We’ve entered summer’s dead zone for local sports
Published 9:56 am Thursday, July 6, 2017
Well, folks, it’s that time of year again.
The dead zone. The doldrums. The smack dab middle of summer. It’s the sports equivalent of a black hole, where instead of light no game can escape the crushing drudgery of 92-degree days and the long wait until football season.
On the local level, things slow to a crawl as the high school sports season wraps up in mid-May. There’s a brief period of inactivity until summer leagues and the youth sports season get going, but it’s easily bridged by college baseball’s postseason.
June is a breeze and before you know it footballs are in the air in August.

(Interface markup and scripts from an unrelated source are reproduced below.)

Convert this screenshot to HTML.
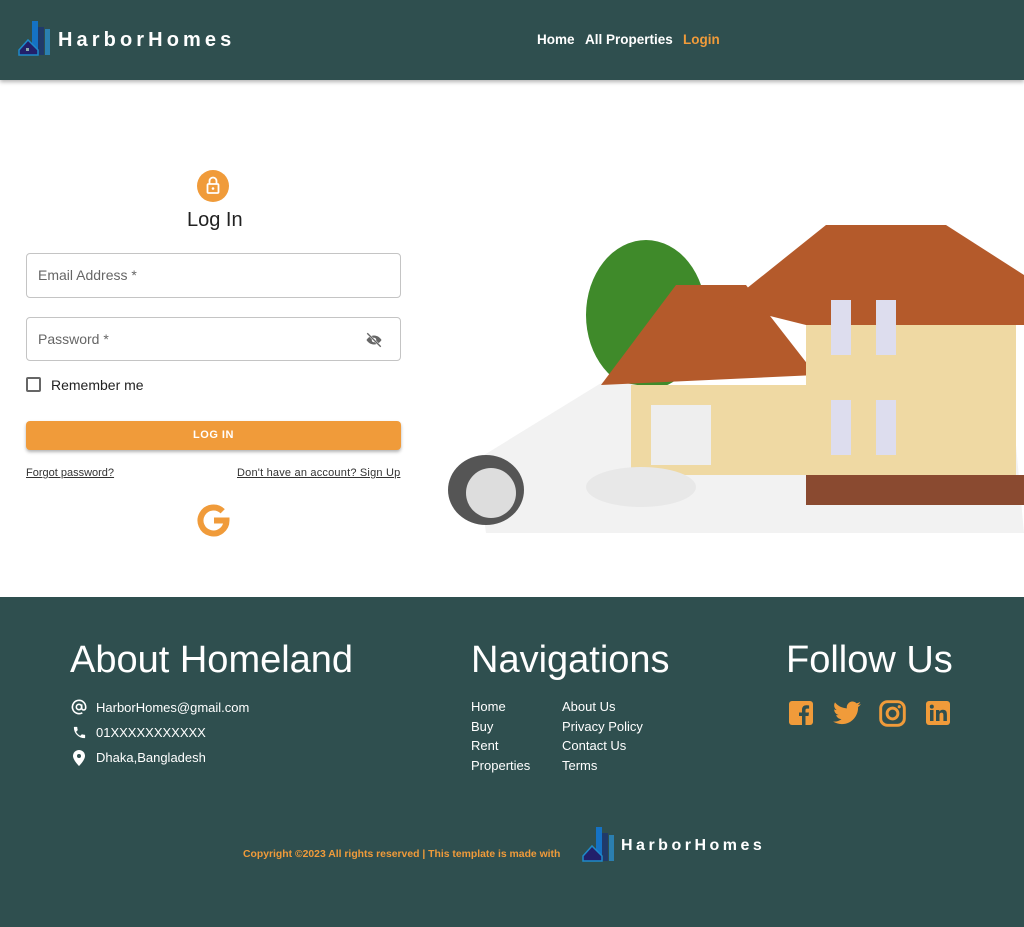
<!DOCTYPE html>
<html><head><meta charset="utf-8"><style>
*{margin:0;padding:0;box-sizing:border-box}
body{width:1024px;height:927px;font-family:"Liberation Sans",Arial,sans-serif;background:#fff;position:relative;overflow:hidden}
.hdr{position:absolute;left:0;top:0;width:1024px;height:80px;background:#2f4f4f;box-shadow:0 2px 4px rgba(0,0,0,.3)}
.logo{position:absolute;left:18px;top:20px}
.brand{position:absolute;left:58px;top:29px;color:#fff;font-weight:bold;font-size:20px;letter-spacing:4.1px}
.nav{position:absolute;top:32px;font-size:13.5px;font-weight:bold;color:#fff}
.o{color:#f09b3a}
.a{position:absolute}
.field{position:absolute;left:26px;width:375px;border:1px solid #c4c4c4;border-radius:4px;background:#fff}
.lbl{position:absolute;left:11px;font-size:14px;color:#666}
.ft{position:absolute;left:0;top:597px;width:1024px;height:330px;background:#2f4f4f;color:#fff}
.h2{position:absolute;font-size:38px;color:#fff;top:42px}
.fl{position:absolute;font-size:13px;color:#fff;line-height:19.5px}
</style></head><body>
<div class="hdr">
 <svg class="logo" width="34" height="36" viewBox="0 0 34 36"><rect x="14" y="1" width="6" height="34" fill="#1572c4"/><rect x="20" y="7" width="6" height="28" fill="#203a6a"/><rect x="27" y="9" width="5" height="26" fill="#2b7fb0"/><path d="M1 30 L10 20 L20 30 V35 H1Z" fill="#22206a" stroke="#1e8ac9" stroke-width="1.5"/><rect x="8" y="28" width="3" height="3" fill="#8aa"/></svg>
 <div class="brand">HarborHomes</div>
 <div class="nav" style="left:537px">Home</div>
 <div class="nav" style="left:585px">All Properties</div>
 <div class="nav o" style="left:683px">Login</div>
</div>

<div class="a" style="left:197px;top:170px;width:32px;height:32px;border-radius:50%;background:#f09b3a"><svg width="32" height="32" viewBox="0 0 32 32"><rect x="10.5" y="14" width="11" height="9" rx="1" fill="none" stroke="#fff" stroke-width="1.8"/><path d="M12.5 14v-3a3.5 3.5 0 0 1 7 0v3" fill="none" stroke="#fff" stroke-width="1.8"/><circle cx="16" cy="18.5" r="1.3" fill="#fff"/></svg></div>
<div class="a" style="left:187px;top:209px;font-size:20px;color:#222">Log In</div>
<div class="field" style="top:253px;height:45px"><div class="lbl" style="top:13px">Email Address *</div></div>
<div class="field" style="top:317px;height:44px"><div class="lbl" style="top:13px">Password *</div>
 <svg class="a" style="left:337px;top:13px" width="20" height="18" viewBox="0 0 24 24"><path d="M12 6c-5 0-8.5 3.5-10 6 1.5 2.5 5 6 10 6s8.5-3.5 10-6c-1.5-2.5-5-6-10-6z" fill="#666"/><circle cx="12" cy="12" r="3" fill="#fff"/><path d="M3 3l18 18" stroke="#fff" stroke-width="3"/><path d="M3 3l18 18" stroke="#666" stroke-width="1.8"/></svg></div>
<div class="a" style="left:26px;top:377px;width:15px;height:15px;border:2px solid #666;border-radius:2px"></div>
<div class="a" style="left:51px;top:377px;font-size:14px;color:#222">Remember me</div>
<div class="a" style="left:26px;top:421px;width:375px;height:29px;background:#f09b3a;border-radius:4px;box-shadow:0 2px 3px rgba(0,0,0,.3);color:#fff;font-size:11px;font-weight:bold;text-align:center;line-height:29px;letter-spacing:.5px">LOG IN</div>
<div class="a" style="left:26px;top:467px;font-size:11px;color:#333;text-decoration:underline">Forgot password?</div>
<div class="a" style="left:237px;top:467px;font-size:11px;color:#333;text-decoration:underline;letter-spacing:.2px">Don't have an account? Sign Up</div>
<svg class="a" style="left:197px;top:504px" width="33" height="33" viewBox="0 0 33 33"><path d="M25.7 7.3 A13 13 0 1 0 29.5 16.5 H17" fill="none" stroke="#f09b3a" stroke-width="6"/></svg>

<svg class="a" style="left:446px;top:215px" width="578" height="320" viewBox="0 0 578 320">
 <ellipse cx="200" cy="100" rx="60" ry="75" fill="#3f8a2a"/>
 <path d="M30 245 L160 165 L570 230 L578 318 L40 318Z" fill="#f2f2f2"/>
 <ellipse cx="40" cy="275" rx="38" ry="35" fill="#555"/><ellipse cx="45" cy="278" rx="25" ry="25" fill="#ddd"/>
 <path d="M155 170 L230 70 L300 70 L370 160Z" fill="#b45a2b"/>
 <rect x="185" y="170" width="180" height="90" fill="#efd9a3"/>
 <rect x="205" y="190" width="60" height="60" fill="#eee"/>
 <rect x="360" y="60" width="210" height="225" fill="#efd9a3"/>
 <path d="M280 90 L380 10 L500 10 L578 60 L578 110 L360 110Z" fill="#b45a2b"/>
 <rect x="360" y="260" width="218" height="30" fill="#8a4a30"/>
 <rect x="385" y="85" width="20" height="55" fill="#dde"/><rect x="430" y="85" width="20" height="55" fill="#dde"/>
 <rect x="385" y="185" width="20" height="55" fill="#dde"/><rect x="430" y="185" width="20" height="55" fill="#dde"/>
 <ellipse cx="195" cy="272" rx="55" ry="20" fill="#e8e8e8"/>
</svg>

<div class="ft">
 <div class="h2" style="left:70px">About Homeland</div>
 <div class="h2" style="left:471px">Navigations</div>
 <div class="h2" style="left:786px">Follow Us</div>
 <svg class="a" style="left:71px;top:102px" width="16" height="16" viewBox="0 0 24 24"><path d="M12 2a10 10 0 1 0 5 18.7" fill="none" stroke="#fff" stroke-width="2.4"/><circle cx="12" cy="12" r="4" fill="none" stroke="#fff" stroke-width="2.4"/><path d="M16 8v5.5a3 3 0 0 0 6 0V12A10 10 0 0 0 12 2" fill="none" stroke="#fff" stroke-width="2.4"/></svg>
 <div class="fl" style="left:96px;top:101px">HarborHomes@gmail.com</div>
 <svg class="a" style="left:72px;top:128px" width="15" height="15" viewBox="0 0 24 24"><path d="M6.6 10.8a15 15 0 0 0 6.6 6.6l2.2-2.2c.3-.3.7-.4 1-.2 1.1.4 2.3.6 3.6.6.6 0 1 .4 1 1V20c0 .6-.4 1-1 1A17 17 0 0 1 3 4c0-.6.4-1 1-1h3.5c.6 0 1 .4 1 1 0 1.3.2 2.5.6 3.6.1.3 0 .7-.2 1z" fill="#fff"/></svg>
 <div class="fl" style="left:96px;top:126px">01XXXXXXXXXXX</div>
 <svg class="a" style="left:73px;top:153px" width="12" height="16" viewBox="0 0 12 16"><path d="M6 0a6 6 0 0 1 6 6c0 4-6 10-6 10S0 10 0 6a6 6 0 0 1 6-6z" fill="#fff"/><circle cx="6" cy="6" r="2" fill="#2f4f4f"/></svg>
 <div class="fl" style="left:96px;top:151px">Dhaka,Bangladesh</div>
 <div class="fl" style="left:471px;top:100px">Home<br>Buy<br>Rent<br>Properties</div>
 <div class="fl" style="left:562px;top:100px">About Us<br>Privacy Policy<br>Contact Us<br>Terms</div>
 <svg class="a" style="left:789px;top:104px" width="24" height="24" viewBox="0 0 24 24"><rect width="24" height="24" rx="3" fill="#f09b3a"/><path d="M16.5 24v-9h3l.5-3.5h-3.5V9.3c0-1 .3-1.7 1.8-1.7h1.8V4.5c-.3 0-1.4-.2-2.7-.2-2.7 0-4.4 1.6-4.4 4.6v2.6h-3V15h3v9z" fill="#2f4f4f"/></svg>
 <svg class="a" style="left:833px;top:104px" width="28" height="24" viewBox="0 0 24 20"><path d="M24 2.4c-.9.4-1.8.7-2.8.8 1-.6 1.8-1.6 2.2-2.7-1 .6-2 1-3.1 1.2A4.9 4.9 0 0 0 11.9 6C7.7 5.8 4.1 3.9 1.7.9a4.9 4.9 0 0 0 1.5 6.6c-.8 0-1.6-.3-2.2-.6 0 2.4 1.7 4.4 3.9 4.8-.7.2-1.5.2-2.2.1.6 2 2.4 3.4 4.6 3.4A9.9 9.9 0 0 1 0 17.3 14 14 0 0 0 7.5 19.5c9.1 0 14-7.5 14-14v-.6c1-.7 1.8-1.6 2.5-2.5z" fill="#f09b3a"/></svg>
 <svg class="a" style="left:879px;top:103px" width="27" height="27" viewBox="0 0 24 24"><rect x="1.5" y="1.5" width="21" height="21" rx="6" fill="none" stroke="#f09b3a" stroke-width="2.6"/><circle cx="12" cy="12" r="4.8" fill="none" stroke="#f09b3a" stroke-width="2.6"/><circle cx="18" cy="6" r="1.4" fill="#f09b3a"/></svg>
 <svg class="a" style="left:926px;top:104px" width="24" height="24" viewBox="0 0 24 24"><rect width="24" height="24" rx="3" fill="#f09b3a"/><rect x="4" y="9" width="3.5" height="11" fill="#2f4f4f"/><circle cx="5.8" cy="5.6" r="2" fill="#2f4f4f"/><path d="M10 9h3.3v1.6c.6-1 1.8-1.9 3.6-1.9 3.4 0 4 2.1 4 5V20h-3.5v-5.5c0-1.3-.1-2.9-1.8-2.9-1.8 0-2.1 1.4-2.1 2.8V20H10z" fill="#2f4f4f"/></svg>
 <div class="a" style="left:243px;top:252px;font-size:10.4px;font-weight:bold;color:#f09b3a">Copyright ©2023 All rights reserved | This template is made with</div>
 <svg class="a" style="left:582px;top:229px" width="34" height="36" viewBox="0 0 34 36"><rect x="14" y="1" width="6" height="34" fill="#1572c4"/><rect x="20" y="7" width="6" height="28" fill="#203a6a"/><rect x="27" y="9" width="5" height="26" fill="#2b7fb0"/><path d="M1 30 L10 20 L20 30 V35 H1Z" fill="#22206a" stroke="#1e8ac9" stroke-width="1.5"/></svg>
 <div class="a" style="left:621px;top:240px;font-size:16px;font-weight:bold;color:#fff;letter-spacing:3.5px">HarborHomes</div>
</div>
</body></html>
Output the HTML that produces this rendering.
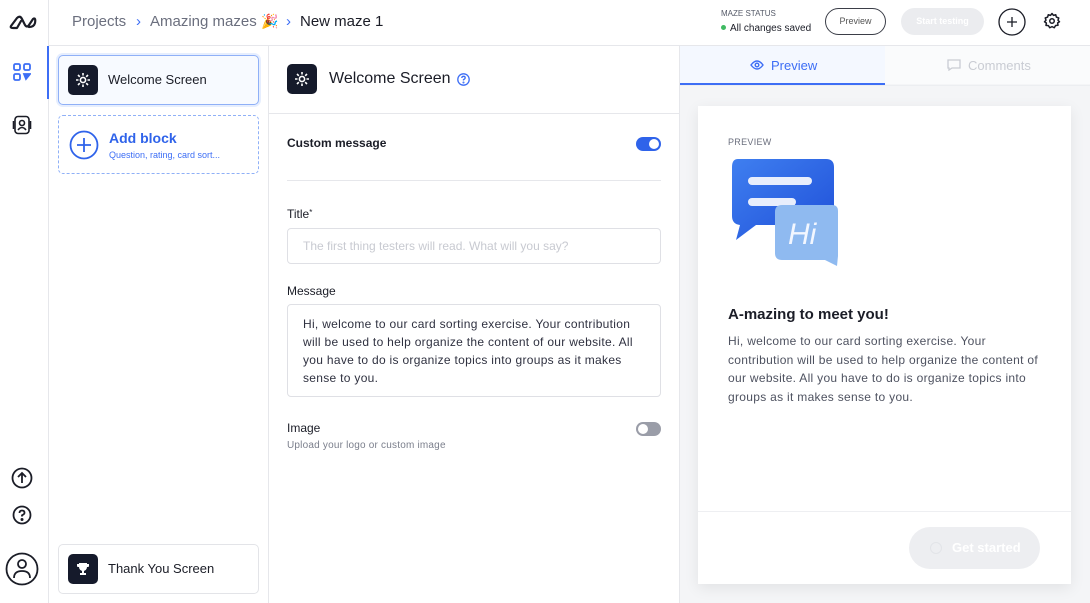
<!DOCTYPE html>
<html><head><meta charset="utf-8"><style>
*{box-sizing:border-box;margin:0;padding:0}
body{width:1090px;height:603px;overflow:hidden;background:#fff;font-family:"Liberation Sans",sans-serif;color:#1b1d27;position:relative}
.a{position:absolute}
.ib{position:absolute;width:30px;height:30px;border-radius:5px;background:#151a2b;display:flex;align-items:center;justify-content:center}
.lbl{font-size:13px;color:#1b1d27}
.toggle{position:absolute;width:25px;height:14px;border-radius:7px}
.toggle i{position:absolute;top:2px;width:10px;height:10px;border-radius:50%;background:#fff}
.bc{position:absolute;top:13px;font-size:15px;color:#6b6f7e;white-space:nowrap}
.ch{position:absolute;top:13px;font-size:15px;color:#3d6ef5}
</style></head><body>
<!-- left rail -->
<div class="a" style="left:48px;top:0;width:1px;height:603px;background:#e6e7eb"></div>
<div class="a" style="left:47px;top:46px;width:2px;height:53px;background:#3d6ef5"></div>
<svg class="a" style="left:8px;top:13px" width="30" height="18" viewBox="0 0 30 18"><path d="M3 13 L9 5 Q12 2 14 6 L17 12 Q19 15 21 12 L25 6 Q28 4 27 10 Q26 14 21 14 M3 13 Q2 15 5 15 L9 15 L13 8" fill="none" stroke="#1b1d27" stroke-width="2.2" stroke-linecap="round" stroke-linejoin="round"/></svg>
<svg class="a" style="left:13px;top:63px" width="18" height="18" viewBox="0 0 18 18" fill="none" stroke="#3d6ef5" stroke-width="1.8"><rect x="1" y="1" width="6" height="6" rx="1.5"/><rect x="11" y="1" width="6" height="6" rx="1.5"/><rect x="1" y="11" width="6" height="6" rx="1.5"/><path d="M11 11h6l-4 5z" fill="#3d6ef5"/></svg>
<svg class="a" style="left:12px;top:115px" width="20" height="20" viewBox="0 0 20 20" fill="none" stroke="#1b1d27" stroke-width="1.6"><rect x="3" y="1.5" width="14" height="17" rx="3"/><path d="M1.5 6v8M18.5 6v8"/><circle cx="10" cy="8" r="2.5"/><path d="M6 15q4-5 8 0"/></svg>
<svg class="a" style="left:11px;top:467px" width="22" height="22" viewBox="0 0 22 22" fill="none" stroke="#1b1d27" stroke-width="1.8"><circle cx="11" cy="11" r="9.5"/><path d="M11 16V6M7 10l4-4 4 4"/></svg>
<svg class="a" style="left:12px;top:505px" width="20" height="20" viewBox="0 0 20 20" fill="none" stroke="#1b1d27" stroke-width="1.8"><circle cx="10" cy="10" r="8.5"/><path d="M7.5 8q0-2.5 2.5-2.5t2.5 2.3q0 1.5-2.5 2.5v1.2"/><circle cx="10" cy="14.5" r=".6" fill="#1b1d27"/></svg>
<svg class="a" style="left:5px;top:552px" width="34" height="34" viewBox="0 0 34 34" fill="none" stroke="#1b1d27" stroke-width="1.8"><circle cx="17" cy="17" r="15.5"/><circle cx="17" cy="12" r="4"/><path d="M9 26q0-7 8-7t8 7"/></svg>
<!-- top bar -->
<div class="a" style="left:49px;top:45px;width:1041px;height:1px;background:#e6e7eb"></div>
<div class="bc" style="left:72px">Projects</div>
<div class="ch" style="left:136px">›</div>
<div class="bc" style="left:150px">Amazing mazes</div>
<div class="bc" style="left:261px;font-size:14px">🎉</div>
<div class="ch" style="left:286px">›</div>
<div class="bc" style="left:300px;color:#1b1d27">New maze 1</div>
<div class="a" style="left:721px;top:9px;font-size:8px;color:#555a68">MAZE STATUS</div>
<div class="a" style="left:721px;top:23px;font-size:10px;color:#1b1d27"><span style="display:inline-block;width:5px;height:5px;border-radius:50%;background:#3fba62;margin-right:4px;vertical-align:1px"></span>All changes saved</div>
<div class="a" style="left:825px;top:8px;width:61px;height:27px;border:1.5px solid #3b3e48;border-radius:14px;font-size:9px;color:#555;text-align:center;line-height:24px">Preview</div>
<div class="a" style="left:901px;top:8px;width:83px;height:27px;border-radius:14px;background:#ebecef;font-size:9px;color:#fff;text-align:center;line-height:27px;font-weight:bold">Start testing</div>
<svg class="a" style="left:998px;top:8px" width="28" height="28" viewBox="0 0 28 28" fill="none" stroke="#1b1d27" stroke-width="1.3"><circle cx="14" cy="14" r="13"/><path d="M14 9v10M9 14h10"/></svg>
<svg class="a" style="left:1043px;top:12px" width="18" height="18" viewBox="0 0 24 24" fill="none" stroke="#1b1d27" stroke-width="2"><circle cx="12" cy="12" r="3"/><path d="M12 2l2 2.5 3-.8.8 3L21 8l-1 3 2 2-2.5 1.5.5 3.2-3.2.3L15 21l-3-1.5L9 21l-1.8-2.8-3.2-.3.5-3.2L2 13l2-2-1-3 3.2-1.3.8-3 3 .8z" stroke-linejoin="round"/></svg>
<!-- block list -->
<div class="a" style="left:268px;top:46px;width:1px;height:557px;background:#e6e7eb"></div>
<div class="a" style="left:58px;top:55px;width:201px;height:50px;border:1.5px solid #8fb0f7;border-radius:5px;background:#f7faff;box-shadow:0 0 0 2px #e6eefe"></div>
<div class="ib" style="left:68px;top:65px"><svg width="14" height="14" viewBox="0 0 14 14" fill="none" stroke="#fff" stroke-width="1.6"><circle cx="7" cy="7" r="2.6"/><path d="M7 0v2.5M7 11.5V14M0 7h2.5M11.5 7H14M2 2l1.8 1.8M10.2 10.2L12 12M2 12l1.8-1.8M10.2 3.8L12 2"/></svg></div>
<div class="a lbl" style="left:108px;top:72px">Welcome Screen</div>
<div class="a" style="left:58px;top:115px;width:201px;height:59px;border:1px dashed #8fb0f7;border-radius:5px"></div>
<svg class="a" style="left:69px;top:130px" width="30" height="30" viewBox="0 0 30 30" fill="none" stroke="#2f63ea" stroke-width="1.8"><circle cx="15" cy="15" r="13.5"/><path d="M15 8v14M8 15h14"/></svg>
<div class="a" style="left:109px;top:130px;font-size:14px;font-weight:bold;color:#2f63ea">Add block</div>
<div class="a" style="left:109px;top:150px;font-size:9px;color:#3d6ef5">Question, rating, card sort...</div>
<div class="a" style="left:58px;top:544px;width:201px;height:50px;border:1px solid #e3e4e8;border-radius:5px"></div>
<div class="ib" style="left:68px;top:554px"><svg width="14" height="14" viewBox="0 0 14 14" fill="#fff"><path d="M3 1h8v4a4 4 0 0 1-8 0z"/><path d="M1 2h2v3H2a1 1 0 0 1-1-1zM13 2h-2v3h1a1 1 0 0 0 1-1z"/><rect x="6" y="8" width="2" height="3"/><rect x="4" y="11" width="6" height="2"/></svg></div>
<div class="a lbl" style="left:108px;top:561px">Thank You Screen</div>
<!-- editor -->
<div class="a" style="left:679px;top:46px;width:1px;height:557px;background:#e6e7eb"></div>
<div class="a" style="left:269px;top:113px;width:410px;height:1px;background:#e6e7eb"></div>
<div class="ib" style="left:287px;top:64px"><svg width="14" height="14" viewBox="0 0 14 14" fill="none" stroke="#fff" stroke-width="1.6"><circle cx="7" cy="7" r="2.6"/><path d="M7 0v2.5M7 11.5V14M0 7h2.5M11.5 7H14M2 2l1.8 1.8M10.2 10.2L12 12M2 12l1.8-1.8M10.2 3.8L12 2"/></svg></div>
<div class="a" style="left:329px;top:70px;font-size:16px">Welcome Screen</div>
<svg class="a" style="left:457px;top:73px" width="13" height="13" viewBox="0 0 13 13" fill="none" stroke="#3d6ef5" stroke-width="1.3"><circle cx="6.5" cy="6.5" r="5.7"/><path d="M4.8 5q0-1.7 1.7-1.7T8.2 4.8Q8.2 6 6.5 6.6v.9"/><circle cx="6.5" cy="9.5" r=".4" fill="#3d6ef5"/></svg>
<div class="a" style="left:287px;top:136px;font-size:12px;font-weight:bold">Custom message</div>
<div class="toggle" style="left:636px;top:137px;background:#2f63ea"><i style="left:13px"></i></div>
<div class="a" style="left:287px;top:180px;width:374px;height:1px;background:#e6e7eb"></div>
<div class="a" style="left:287px;top:207px;font-size:12px">Title<span style="font-size:8px;vertical-align:3px">*</span></div>
<div class="a" style="left:287px;top:228px;width:374px;height:36px;border:1px solid #dfe0e5;border-radius:4px;font-size:12px;color:#c8cad1;padding:10px 15px">The first thing testers will read. What will you say?</div>
<div class="a" style="left:287px;top:284px;font-size:12px">Message</div>
<div class="a" style="left:287px;top:304px;width:374px;height:93px;border:1px solid #dfe0e5;border-radius:4px;font-size:12px;line-height:18px;color:#2f3140;padding:10px 15px;letter-spacing:.3px">Hi, welcome to our card sorting exercise. Your contribution will be used to help organize the content of our website. All you have to do is organize topics into groups as it makes sense to you.</div>
<div class="a" style="left:287px;top:421px;font-size:12px">Image</div>
<div class="a" style="left:287px;top:440px;font-size:10px;color:#7b7f8c;letter-spacing:.2px">Upload your logo or custom image</div>
<div class="toggle" style="left:636px;top:422px;background:#9a9da8"><i style="left:2px"></i></div>
<!-- right panel -->
<div class="a" style="left:680px;top:46px;width:410px;height:557px;background:#f4f5f7"></div>
<div class="a" style="left:680px;top:46px;width:205px;height:38px;background:#f4f8ff"></div>
<div class="a" style="left:885px;top:46px;width:205px;height:38px;background:#fafbfc"></div>
<div class="a" style="left:680px;top:83px;width:205px;height:2px;background:#3d6ef5"></div>
<div class="a" style="left:680px;top:85px;width:410px;height:1px;background:#eceef1"></div>
<svg class="a" style="left:750px;top:60px" width="14" height="10" viewBox="0 0 14 10" fill="none" stroke="#3d6ef5" stroke-width="1.4"><path d="M1 5q6-8 12 0q-6 8-12 0z"/><circle cx="7" cy="5" r="1.8"/></svg>
<div class="a" style="left:771px;top:58px;font-size:13px;color:#3d6ef5">Preview</div>
<svg class="a" style="left:947px;top:59px" width="14" height="12" viewBox="0 0 14 12" fill="none" stroke="#c9ccd3" stroke-width="1.3"><path d="M1 1h12v8H5l-3 2V9H1z"/></svg>
<div class="a" style="left:968px;top:58px;font-size:13px;color:#c9ccd3">Comments</div>
<div class="a" style="left:698px;top:106px;width:373px;height:478px;background:#fff;box-shadow:0 4px 14px rgba(0,0,0,.08)"></div>
<div class="a" style="left:698px;top:511px;width:373px;height:1px;background:#eeeff2"></div>
<div class="a" style="left:728px;top:137px;font-size:9px;color:#6b6f7e;letter-spacing:.3px">PREVIEW</div>
<svg class="a" style="left:730px;top:158px" width="110" height="110" viewBox="0 0 110 110">
<defs><linearGradient id="g1" x1="0" y1="0" x2="1" y2="1"><stop offset="0" stop-color="#3f7ff0"/><stop offset="1" stop-color="#1f4fd8"/></linearGradient></defs>
<path d="M8 1h88q8 0 8 8v50q0 8-8 8H26L6 82l4-15Q2 66 2 58V9q0-8 6-8z" fill="url(#g1)"/>
<rect x="18" y="19" width="64" height="8" rx="4" fill="#e8eefc"/>
<rect x="18" y="40" width="48" height="8" rx="4" fill="#e8eefc"/>
<path d="M52 47h50q6 0 6 6v45l-1 10-12-6H52q-7 0-7-7V54q0-7 7-7z" fill="#8fbaf0"/>
<text x="58" y="86" font-family="Liberation Sans,sans-serif" font-size="30" fill="#f3f7ff" font-style="italic">Hi</text>
</svg>
<div class="a" style="left:728px;top:306px;font-size:15px;font-weight:bold">A-mazing to meet you!</div>
<div class="a" style="left:728px;top:332px;width:322px;font-size:12px;line-height:18.5px;color:#4e5260;letter-spacing:.3px">Hi, welcome to our card sorting exercise. Your contribution will be used to help organize the content of our website. All you have to do is organize topics into groups as it makes sense to you.</div>
<div class="a" style="left:909px;top:527px;width:131px;height:42px;border-radius:21px;background:#edeef1"></div>
<div class="a" style="left:930px;top:542px;width:12px;height:12px;border-radius:50%;border:1.5px solid #e2e4e8"></div>
<div class="a" style="left:952px;top:540px;font-size:13px;font-weight:bold;color:#fff">Get started</div>
</body></html>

But July … man, does July stink.
It begins with the week of July 4, which is great for barbecues but terrible for fidning any organized activities. Everybody usually takes at least the weekend off, and sometimes it stretches into an entire week.
We get a smattering of minor golf tournaments and the annual Malcolm Butler Football Camp in the second week, but it’s still slow as a sunburnt frog on a tree stump.
Week three brings us more of the void. Not a lot of golf or tennis tournaments, the youth baseball schedule pretty much concluded, the high school teams still on their hiatus before school begins, and everyone else taking one big breather.
Officially, summer ends on September 21, but for Vicksburg’s sports scene it might as well be July 21. That’s when the first rumblings of the new sports year begin to stir everyone into action.
High school football teams in the MAIS will begin practice on July 24 this year. Picture days for all four of our local teams will also be that week, which is the sure sign that football is right around the corner.
Believe it or not, the first event of the 2017-18 high school season is three weeks from tomorrow. St. Aloysius’ girls’ soccer team plays at Jackson Academy July 28. St. Al and Porters Chapel Academy start the fast-pitch softball season with a head-to-head matchup on Aug. 14, and football season kicks off four days after that.
So we’re starting to see a faint glimpse of light at the end of the tunnel. We just have to survive a couple more weeks and there will be more action on the local scene than we know what to do with.
Until then, we might have to find some other hobbies or interests. Personally, I think it’s time for a quick vacation and my own breather before jumping back into the deep end of athletic insanity.